We will be fine financially and I am eternally grateful I have a great job which has helped me keen my sanity through this.

But I am desperately worried about my teens and how they will cope. They’re good grounded kids with no additional needs. And we have a close and supportive family on both sides. One is already having counselling, one says they don’t need to and the youngest is still in primary and hasn’t needed any so far. They know he’s incurable and they know he’s deteriorating but I’m so petrified of how they’ll deal with the aftermath.

thebluewidow · 08/09/2019 21:02

Sorry to hear that. In my experience the vast majority of people, including children, are remarkably good at dealing with trauma. It’s always a bumpy transition though, and I guess all you can do is make sure you all know you’re still a stable family unit, even if it looks different.

echt · 17/11/2019 09:16

I'm in the dumps.

I dreamt of my DH a few days ago and it seems to have kicked off a new wave of sadness.

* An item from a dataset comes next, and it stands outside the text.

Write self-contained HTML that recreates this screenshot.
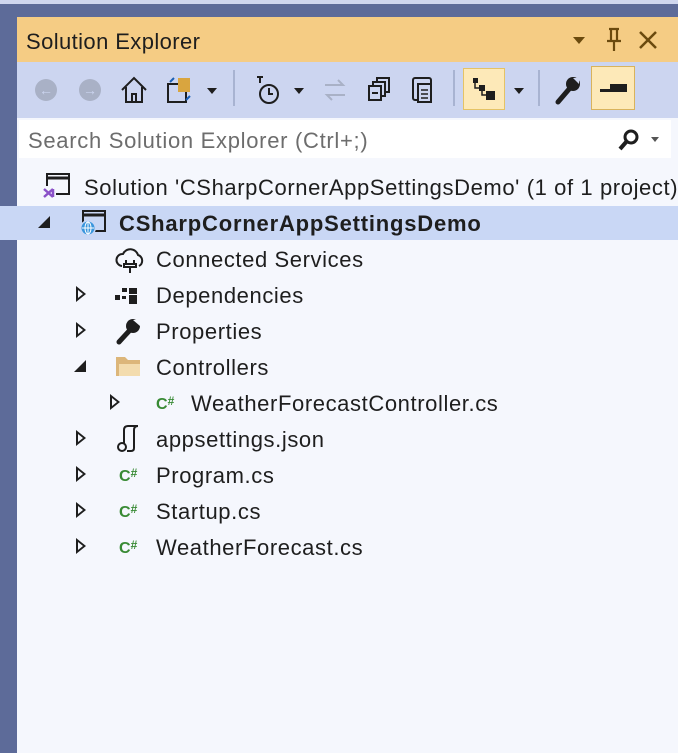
<!DOCTYPE html>
<html><head><style>
body{margin:0;width:678px;height:753px;background:#5d6b99;position:relative;overflow:hidden;font-family:"Liberation Sans","DejaVu Sans",sans-serif;}
.top{position:absolute;left:0;top:0;width:678px;height:4px;background:#cfd6ee}
.panel{position:absolute;left:17px;top:17px;width:661px;height:736px;background:#f5f7fd}
.title{position:absolute;left:0;top:0;width:661px;height:45px;background:#f5cc84;color:#1e1e1e;font-size:22px;letter-spacing:0.4px;line-height:49px;padding-left:9px;box-sizing:border-box}
.tb{position:absolute;left:0;top:45px;width:661px;height:56px;background:#ccd5f0}
.search{position:absolute;left:2px;top:103px;width:652px;height:38px;background:#fff;color:#6d6d6d;font-size:22px;letter-spacing:0.7px;line-height:42px;padding-left:9px;box-sizing:border-box}
.row{position:absolute;height:36px;line-height:38px;font-size:22px;letter-spacing:0.6px;color:#1e1e1e;white-space:nowrap}
.sel{position:absolute;left:0;top:206px;width:678px;height:34px;background:#c9d7f5}
.cs{color:#388a34;font-weight:bold;font-size:16px;position:absolute}
.cs sup{font-size:12px;vertical-align:4px}
.tri{position:absolute;width:0;height:0}
.sep{position:absolute;top:8px;width:2px;height:36px;background:#a8b3d1}
.ic{position:absolute}
</style></head><body>
<div class="top"></div>
<div class="panel">
<div class="title">Solution Explorer
 <span style="position:absolute;left:556px;top:20px;border-left:6px solid transparent;border-right:6px solid transparent;border-top:7px solid #6b4a0e"></span>
 <svg style="position:absolute;left:588px;top:10px" width="18" height="26"><path d="M4 2 H14 M6 2 V14 M12 2 V14 M2 14 H16 M9 14 V24" stroke="#6b4a0e" stroke-width="2.2" fill="none"/></svg>
 <svg style="position:absolute;left:620px;top:12px" width="22" height="22"><path d="M3 3 L19 19 M19 3 L3 19" stroke="#6b4a0e" stroke-width="2.5"/></svg>
</div>
<div class="tb">
 <div class="ic" style="left:18px;top:17px;width:22px;height:22px;border-radius:50%;background:#a9b1c6;color:#ccd5f0;font-size:14px;line-height:22px;text-align:center">←</div>
 <div class="ic" style="left:62px;top:17px;width:22px;height:22px;border-radius:50%;background:#a9b1c6;color:#ccd5f0;font-size:14px;line-height:22px;text-align:center">→</div>
 <svg class="ic" style="left:102px;top:13px" width="30" height="30"><path d="M3 15 L15 3 L27 15 M7 12 V27 H23 V12 M13 27 V19 H17 V27" fill="none" stroke="#1e1e1e" stroke-width="2"/></svg>
 <svg class="ic" style="left:148px;top:12px" width="34" height="32"><rect x="3" y="10" width="18" height="18" fill="none" stroke="#1e1e1e" stroke-width="2"/><rect x="13" y="4" width="12" height="14" fill="#d9a53f"/><path d="M5 8 L9 4 M25 22 L21 26" stroke="#1a5fb4" stroke-width="2"/></svg>
 <div class="tri" style="left:190px;top:26px;border-left:5px solid transparent;border-right:5px solid transparent;border-top:6px solid #1e1e1e"></div>
 <div class="sep" style="left:216px"></div>
 <svg class="ic" style="left:236px;top:11px" width="30" height="34"><path d="M4 4 H10 M7 4 V10" stroke="#1e1e1e" stroke-width="2"/><circle cx="16" cy="21" r="9" fill="none" stroke="#1e1e1e" stroke-width="2"/><path d="M16 15 V21 H20" fill="none" stroke="#1e1e1e" stroke-width="2"/></svg>
 <div class="tri" style="left:277px;top:26px;border-left:5px solid transparent;border-right:5px solid transparent;border-top:6px solid #1e1e1e"></div>
 <svg class="ic" style="left:304px;top:14px" width="28" height="28"><path d="M4 9 H22 L17 4 M24 19 H6 L11 24" fill="none" stroke="#a9b1c6" stroke-width="2"/></svg>
 <svg class="ic" style="left:350px;top:14px" width="26" height="28"><rect x="2" y="10" width="12" height="14" fill="none" stroke="#1e1e1e" stroke-width="2"/><path d="M6 10 V6 H18 V20 H14 M10 6 V2 H22 V16 H18" fill="none" stroke="#1e1e1e" stroke-width="2"/><path d="M5 17 H11" stroke="#1e1e1e" stroke-width="2"/></svg>
 <svg class="ic" style="left:392px;top:12px" width="28" height="32"><rect x="4" y="4" width="18" height="22" rx="2" fill="none" stroke="#1e1e1e" stroke-width="2"/><rect x="9" y="10" width="13" height="18" fill="#ccd5f0" stroke="#1e1e1e" stroke-width="2"/><path d="M12 16 H19 M12 20 H19 M12 24 H19" stroke="#1e1e1e" stroke-width="1.5"/></svg>
 <div class="sep" style="left:436px"></div>
 <div class="ic" style="left:446px;top:6px;width:42px;height:42px;background:#fde9b8;border:1px solid #e5c365;box-sizing:border-box"></div>
 <svg class="ic" style="left:455px;top:15px" width="26" height="26"><rect x="1" y="1" width="5" height="5" fill="#1e1e1e"/><rect x="7" y="8" width="6" height="6" fill="#1e1e1e"/><rect x="14" y="14" width="9" height="9" fill="#1e1e1e"/><path d="M3 6 V11 H7 M10 14 V18 H14" stroke="#1e1e1e" stroke-width="1.5" fill="none"/></svg>
 <div class="tri" style="left:497px;top:26px;border-left:5px solid transparent;border-right:5px solid transparent;border-top:6px solid #1e1e1e"></div>
 <div class="sep" style="left:521px"></div>
 <svg class="ic" style="left:536px;top:12px" width="30" height="32"><path d="M5 28 L17 14" stroke="#1e1e1e" stroke-width="5" stroke-linecap="round"/><circle cx="20" cy="10" r="7" fill="#1e1e1e"/><path d="M20 4 L26 4 L26 10 Z" fill="#ccd5f0"/></svg>
 <div class="ic" style="left:574px;top:4px;width:44px;height:44px;background:#fde9b8;border:1px solid #d9b35c;box-sizing:border-box"></div>
 <div class="ic" style="left:583px;top:27px;width:10px;height:3px;background:#1e1e1e"></div>
 <div class="ic" style="left:593px;top:22px;width:17px;height:8px;background:#1e1e1e"></div>
</div>
<div class="search">Search Solution Explorer (Ctrl+;)
 <svg style="position:absolute;left:598px;top:8px" width="24" height="24"><circle cx="14" cy="9" r="6" fill="none" stroke="#1e1e1e" stroke-width="3"/><path d="M10 13 L3 21" stroke="#1e1e1e" stroke-width="4"/></svg>
 <span style="position:absolute;left:632px;top:17px;border-left:4px solid transparent;border-right:4px solid transparent;border-top:5px solid #555"></span>
</div>
</div>
<div class="sel"></div>
<svg style="position:absolute;left:42px;top:172px" width="30" height="28"><rect x="5" y="2" width="22" height="20" fill="none" stroke="#1e1e1e" stroke-width="2"/><path d="M5 6 H27" stroke="#1e1e1e" stroke-width="3"/><rect x="0" y="14" width="14" height="13" fill="#f5f7fd"/><path d="M2 17 L11 25 M2 25 L11 17 M11 17 V25" stroke="#8b52c8" stroke-width="2.5"/></svg>
<div class="row" style="left:84px;top:169px">Solution 'CSharpCornerAppSettingsDemo' (1 of 1 project)</div>
<div class="tri" style="left:38px;top:216px;border-left:12px solid transparent;border-bottom:12px solid #1e1e1e"></div>
<svg style="position:absolute;left:78px;top:209px" width="30" height="28"><rect x="5" y="2" width="22" height="20" fill="none" stroke="#1e1e1e" stroke-width="2"/><path d="M5 6 H27" stroke="#1e1e1e" stroke-width="3"/><circle cx="10" cy="19" r="8" fill="#c9d7f5"/><circle cx="10" cy="19" r="6.5" fill="#3a96dd"/><path d="M4 19 H16 M10 13 V25" stroke="#fff" stroke-width="1"/><ellipse cx="10" cy="19" rx="3" ry="6" fill="none" stroke="#fff" stroke-width="1"/></svg>
<div class="row" style="left:119px;top:205px;font-weight:bold;letter-spacing:0.8px">CSharpCornerAppSettingsDemo</div>
<svg style="position:absolute;left:114px;top:248px" width="32" height="26"><path d="M8 18 A6 6 0 0 1 9 6 A8 8 0 0 1 24 7 A6 6 0 0 1 25 18" fill="none" stroke="#1e1e1e" stroke-width="2"/><path d="M12 12 V16 M20 12 V16 M10 16 H22 V19 H10 Z M16 19 V25" stroke="#1e1e1e" stroke-width="2" fill="none"/></svg>
<div class="row" style="left:156px;top:241px">Connected Services</div>
<div class="tri" style="left:76px;top:286px;border-top:8px solid transparent;border-bottom:8px solid transparent;border-left:10px solid #1e1e1e"></div>
<div class="tri" style="left:78px;top:290px;border-top:4px solid transparent;border-bottom:4px solid transparent;border-left:5px solid #f5f7fd"></div>
<svg style="position:absolute;left:114px;top:284px" width="30" height="24"><rect x="1" y="11" width="5" height="5" fill="#1e1e1e"/><rect x="8" y="4" width="5" height="4" fill="#1e1e1e"/><rect x="8" y="12" width="4" height="3" fill="#1e1e1e"/><rect x="15" y="4" width="8" height="6" fill="#1e1e1e"/><rect x="15" y="11" width="8" height="9" fill="#1e1e1e"/></svg>
<div class="row" style="left:156px;top:277px">Dependencies</div>
<div class="tri" style="left:76px;top:322px;border-top:8px solid transparent;border-bottom:8px solid transparent;border-left:10px solid #1e1e1e"></div>
<div class="tri" style="left:78px;top:326px;border-top:4px solid transparent;border-bottom:4px solid transparent;border-left:5px solid #f5f7fd"></div>
<svg style="position:absolute;left:114px;top:316px" width="30" height="30"><path d="M5 26 L16 14" stroke="#1e1e1e" stroke-width="5" stroke-linecap="round"/><circle cx="19" cy="10" r="7" fill="#1e1e1e"/><path d="M19 4 L26 3 L26 10 Z" fill="#f5f7fd"/></svg>
<div class="row" style="left:156px;top:313px">Properties</div>
<div class="tri" style="left:74px;top:360px;border-left:12px solid transparent;border-bottom:12px solid #1e1e1e"></div>
<svg style="position:absolute;left:114px;top:353px" width="30" height="26"><path d="M2 4 H11 L14 7 H26 V23 H2 Z" fill="#dcb67a"/><path d="M5 11 H26 V23 H5 Z" fill="#f3dcae"/></svg>
<div class="row" style="left:156px;top:349px">Controllers</div>
<div class="tri" style="left:110px;top:394px;border-top:8px solid transparent;border-bottom:8px solid transparent;border-left:10px solid #1e1e1e"></div>
<div class="tri" style="left:112px;top:398px;border-top:4px solid transparent;border-bottom:4px solid transparent;border-left:5px solid #f5f7fd"></div>
<span class="cs" style="left:156px;top:394px">C<sup>#</sup></span>
<div class="row" style="left:191px;top:385px">WeatherForecastController.cs</div>
<div class="tri" style="left:76px;top:430px;border-top:8px solid transparent;border-bottom:8px solid transparent;border-left:10px solid #1e1e1e"></div>
<div class="tri" style="left:78px;top:434px;border-top:4px solid transparent;border-bottom:4px solid transparent;border-left:5px solid #f5f7fd"></div>
<svg style="position:absolute;left:114px;top:424px" width="30" height="30"><path d="M10 24 V6 Q10 2 14 2 H24 Q20 2 20 6 V24 Q20 27 17 27 H13" fill="none" stroke="#1e1e1e" stroke-width="2"/><circle cx="8" cy="23" r="4" fill="#f5f7fd" stroke="#1e1e1e" stroke-width="2"/></svg>
<div class="row" style="left:156px;top:421px">appsettings.json</div>
<div class="tri" style="left:76px;top:466px;border-top:8px solid transparent;border-bottom:8px solid transparent;border-left:10px solid #1e1e1e"></div>
<div class="tri" style="left:78px;top:470px;border-top:4px solid transparent;border-bottom:4px solid transparent;border-left:5px solid #f5f7fd"></div>
<span class="cs" style="left:119px;top:466px">C<sup>#</sup></span>
<div class="row" style="left:156px;top:457px">Program.cs</div>
<div class="tri" style="left:76px;top:502px;border-top:8px solid transparent;border-bottom:8px solid transparent;border-left:10px solid #1e1e1e"></div>
<div class="tri" style="left:78px;top:506px;border-top:4px solid transparent;border-bottom:4px solid transparent;border-left:5px solid #f5f7fd"></div>
<span class="cs" style="left:119px;top:502px">C<sup>#</sup></span>
<div class="row" style="left:156px;top:493px">Startup.cs</div>
<div class="tri" style="left:76px;top:538px;border-top:8px solid transparent;border-bottom:8px solid transparent;border-left:10px solid #1e1e1e"></div>
<div class="tri" style="left:78px;top:542px;border-top:4px solid transparent;border-bottom:4px solid transparent;border-left:5px solid #f5f7fd"></div>
<span class="cs" style="left:119px;top:538px">C<sup>#</sup></span>
<div class="row" style="left:156px;top:529px">WeatherForecast.cs</div>
</body></html>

My house is too tidy, too thin. I cope on the surface but in reality scrape along, angry and sad.

Objectively I've had a trying year; changes to job, health issues, money worries and an RTA. Writing this down makes it all look so obvious I could laugh, I miss having him to take care of me. Not because I'm incapable, but I'm so tired of being the grown-up right now.

But more than this it's him I'm thinking of, I'm overwhelmed by the sense of his personality gone.